Telling sheep from goats, and timing your luck
Visitors often muddle Zermatt's two famous black-and-white animals, so it helps to fix the difference. The Blacknose is a sheep: a rounded, cream-fleeced, black-faced body with spiral horns, met out on the high pastures where it grazes through the summer. The other beast you may have heard of is the Valais Blackneck goat — leggy, long-haired, split sharply black-at-the-front and white-at-the-back — which is the breed walked in a herd up the village's main street on summer mornings. Sheep on the mountain, goats on the Bahnhofstrasse: that is the rough rule, and knowing it saves disappointment when the morning goat parade turns out not to be the curly sheep you came for.
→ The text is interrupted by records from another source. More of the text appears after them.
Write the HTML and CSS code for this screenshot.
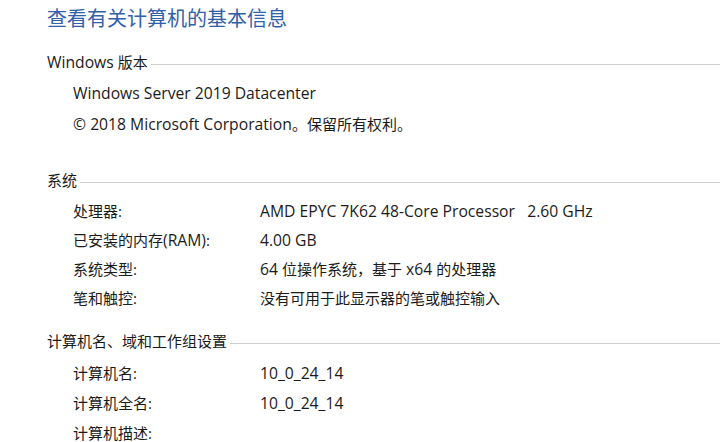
FILE: index.html
```
<!DOCTYPE html>
<html lang="zh-CN">
<head>
<meta charset="utf-8">
<link rel="stylesheet" href="styles.css">
</head>
<body>
<div class="page">
  <h1 class="title">查看有关计算机的基本信息</h1>

  <div class="section-head s1"><span><span class="en">Windows </span>版本</span></div>
  <div class="block version">
    <div class="line en">Windows Server 2019 Datacenter</div>
    <div class="line"><span class="en">© 2018 Microsoft Corporation</span>。保留所有权利。</div>
  </div>

  <div class="section-head s2"><span>系统</span></div>
  <div class="block grid sys">
    <div class="label">处理器:</div><div class="value en">AMD EPYC 7K62 48-Core Processor   2.60 GHz</div>
    <div class="label">已安装的内存<span class="en">(RAM)</span>:</div><div class="value en">4.00 GB</div>
    <div class="label">系统类型:</div><div class="value"><span class="en">64 </span>位操作系统，基于<span class="en"> x64 </span>的处理器</div>
    <div class="label">笔和触控:</div><div class="value">没有可用于此显示器的笔或触控输入</div>
  </div>

  <div class="section-head s3"><span>计算机名、域和工作组设置</span></div>
  <div class="block grid comp">
    <div class="label">计算机名:</div><div class="value en">10_0_24_14</div>
    <div class="label">计算机全名:</div><div class="value en">10_0_24_14</div>
    <div class="label">计算机描述:</div><div class="value"></div>
  </div>
</div>
</body>
</html>
```

FILE: styles.css
```
html, body {
  margin: 0;
  padding: 0;
  background: #ffffff;
  overflow: hidden;
}
body {
  width: 720px;
  height: 442px;
  font-family: "Open Sans", "Noto Sans CJK SC", sans-serif;
  font-size: 15px;
  color: #1b1b1b;
}
.en {
  font-size: 15.7px;
}
.page {
  padding-left: 47px;
}
.title {
  margin: 4px 0 0;
  font-size: 20px;
  line-height: 28px;
  font-weight: normal;
  color: #3060aa;
  font-family: "Noto Sans CJK SC", sans-serif;
}
.section-head {
  display: flex;
  align-items: center;
  height: 22px;
  line-height: 22px;
}
.section-head::after {
  content: "";
  flex: 1;
  height: 1px;
  background: #cfcfcf;
  margin-left: 3px;
  margin-top: 5px;
}
.s1 { margin-top: 19px; }
.s2 { margin-top: 29px; }
.s3 { margin-top: 17px; }
.block {
  padding-left: 26px;
}
.version { margin-top: 5px; }
.version .line { line-height: 31px; height: 31px; }
.grid {
  display: grid;
  grid-template-columns: 187px auto;
}
.sys { margin-top: 6px; }
.sys > div { line-height: 29px; height: 29px; }
.comp { margin-top: 6px; }
.comp > div { line-height: 30px; height: 30px; }
.value { white-space: pre; }
```
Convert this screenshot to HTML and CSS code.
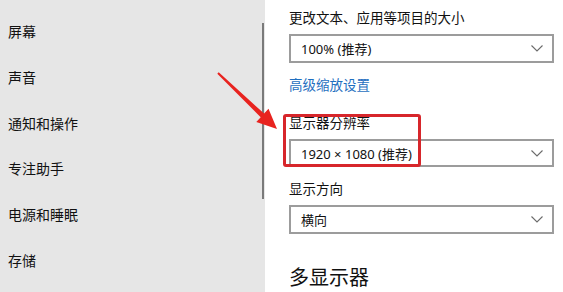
FILE: index.html
```html
<!DOCTYPE html>
<html lang="zh-CN">
<head>
<meta charset="utf-8">
<title>显示设置</title>
<link rel="stylesheet" href="styles.css">
</head>
<body>
<div class="window">
  <nav class="sidebar">
    <ul class="nav-list">
      <li>屏幕</li>
      <li>声音</li>
      <li>通知和操作</li>
      <li>专注助手</li>
      <li>电源和睡眠</li>
      <li>存储</li>
    </ul>
    <div class="scroll-thumb"></div>
  </nav>
  <main class="content">
    <div class="label">更改文本、应用等项目的大小</div>
    <div class="select">
      <span>100% (推荐)</span>
      <svg class="chev" viewBox="0 0 12 7" width="12" height="7"><path d="M0.5 0.5 L6 6 L11.5 0.5" fill="none" stroke="#6b6b6b" stroke-width="1.1"/></svg>
    </div>
    <a class="link">高级缩放设置</a>
    <div class="label label-gap">显示器分辨率</div>
    <div class="select">
      <span>1920 × 1080 (推荐)</span>
      <svg class="chev" viewBox="0 0 12 7" width="12" height="7"><path d="M0.5 0.5 L6 6 L11.5 0.5" fill="none" stroke="#6b6b6b" stroke-width="1.1"/></svg>
    </div>
    <div class="label label-gap2">显示方向</div>
    <div class="select">
      <span>横向</span>
      <svg class="chev" viewBox="0 0 12 7" width="12" height="7"><path d="M0.5 0.5 L6 6 L11.5 0.5" fill="none" stroke="#6b6b6b" stroke-width="1.1"/></svg>
    </div>
    <h2 class="heading">多显示器</h2>
    <div class="highlight"></div>
  </main>
  <svg class="arrow" viewBox="0 0 563 292" width="563" height="292">
    <polygon points="217.3,73.7 218.7,72.3 264.1,113.6 268.5,108.8 277,129 256.3,122 260.7,117.2" fill="#e8231f"/>
  </svg>
</div>
</body>
</html>
```
FILE: styles.css
```css
html, body {
  margin: 0;
  padding: 0;
  background: #ffffff;
}
body {
  font-family: "Noto Sans", "Noto Sans CJK SC", sans-serif;
  color: #000;
}
.window {
  position: relative;
  width: 563px;
  height: 292px;
  overflow: hidden;
  display: flex;
}
.sidebar {
  width: 265px;
  flex: none;
  background: #e6e6e6;
  display: flex;
}
.nav-list {
  list-style: none;
  margin: 0;
  padding: 9px 0 0 8px;
  flex: 1;
}
.nav-list li {
  height: 45.8px;
  line-height: 46px;
  font-size: 14px;
  color: #111;
}
.scroll-thumb {
  width: 2px;
  height: 176px;
  margin-top: 23px;
  margin-right: 1px;
  background: #7a7a7a;
}
.content {
  position: relative;
  flex: 1;
  padding: 8px 0 0 24px;
  display: flex;
  flex-direction: column;
  align-items: flex-start;
}
.label {
  font-size: 13.5px;
  line-height: 20px;
  height: 20px;
  margin-bottom: 6px;
  color: #111;
}
.label-gap { margin-top: 18px; }
.label-gap2 { margin-top: 12px; }
.select {
  box-sizing: border-box;
  width: 265px;
  height: 29px;
  border: 2px solid #9c9c9c;
  padding: 0 9px 0 10px;
  display: flex;
  align-items: center;
  justify-content: space-between;
  font-size: 13px;
  color: #111;
  background: #fff;
}
.chev { display: block; }
.link {
  margin-top: 12px;
  font-size: 13.5px;
  line-height: 20px;
  color: #1f6fc0;
}
.heading {
  margin: 30px 0 0 0;
  font-size: 20px;
  line-height: 28px;
  font-weight: normal;
  color: #111;
}
.highlight {
  position: absolute;
  left: 18px;
  top: 114px;
  width: 138px;
  height: 53px;
  box-sizing: border-box;
  border: 3px solid #d7262b;
  border-radius: 3px;
}
.arrow {
  position: absolute;
  left: 0;
  top: 0;
  pointer-events: none;
}
```
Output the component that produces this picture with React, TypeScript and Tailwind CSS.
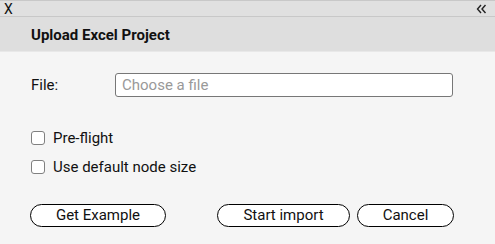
import React from 'react'

const App: React.FC = () => {
  return (
    <div className="flex h-[244px] w-[495px] flex-col bg-[#f5f5f5] font-['Roboto',sans-serif] text-[15px] text-[#111]">
      <div className="flex h-[17px] items-center justify-between border-y border-[#c8c8c8] bg-[#e0e0e0] px-[4px] text-[14px] leading-none">
        <span>X</span>
        <svg width="11" height="10" viewBox="0 0 11 10" className="mr-[4px]" fill="none" stroke="#222" strokeWidth="1.4">
          <path d="M5 1 L1.5 5 L5 9" />
          <path d="M9.5 1 L6 5 L9.5 9" />
        </svg>
      </div>
      <div className="flex h-[35px] items-center border-b border-[#e8e8e8] bg-[#dedede] pl-[31px] pt-[3px] text-[15px] font-bold">
        Upload Excel Project
      </div>
      <div className="flex flex-1 flex-col px-[31px] pt-[21px]">
        <div className="flex h-[24px] items-center">
          <label className="w-[84px]">File:</label>
          <input
            readOnly
            placeholder="Choose a file"
            className="h-[24px] w-[338px] rounded-[3px] border border-[#777] bg-white px-[6px] text-[15px] outline-none placeholder:text-[#999]"
          />
        </div>
        <div className="mt-[31px] flex flex-col gap-[9px]">
          <label className="flex h-[20px] items-center gap-[8px]">
            <span className="h-[14px] w-[14px] rounded-[3px] border border-[#808080] bg-white" />
            Pre-flight
          </label>
          <label className="flex h-[20px] items-center gap-[8px]">
            <span className="h-[14px] w-[14px] rounded-[3px] border border-[#808080] bg-white" />
            Use default node size
          </label>
        </div>
        <div className="mt-[27px] flex items-center">
          <button className="ml-[-1px] h-[23px] w-[136px] rounded-full border border-black bg-white leading-none">
            Get Example
          </button>
          <button className="ml-[51px] h-[23px] w-[133px] rounded-full border border-black bg-white leading-none">
            Start import
          </button>
          <button className="ml-[7px] h-[23px] w-[97px] rounded-full border border-black bg-white leading-none">
            Cancel
          </button>
        </div>
      </div>
    </div>
  )
}

export default App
For the sheep specifically, timing is mostly about the grazing calendar and a bit of patience. Aim for the heart of the summer season, gain height by lift, and accept that the flocks roam — what grazes a particular meadow one week may have moved by the next. Ask at the tourist office or your hotel whether anyone knows where the flocks are pasturing, check the cooler hours of the day when sheep tend to graze actively, and treat any sighting as a bonus rather than a booking. The hunt is half the fun, and the meadows, lakes and Matterhorn views are reward enough even on a sheepless afternoon.
- Blacknose sheep graze the high pastures; the Blackneck goats parade the village street.
- Aim for high summer, gain height by lift, and expect the flocks to roam.
- Ask locally where the flocks are pasturing that week before setting out.
- Treat a sighting as a bonus — the meadows and views reward the walk regardless.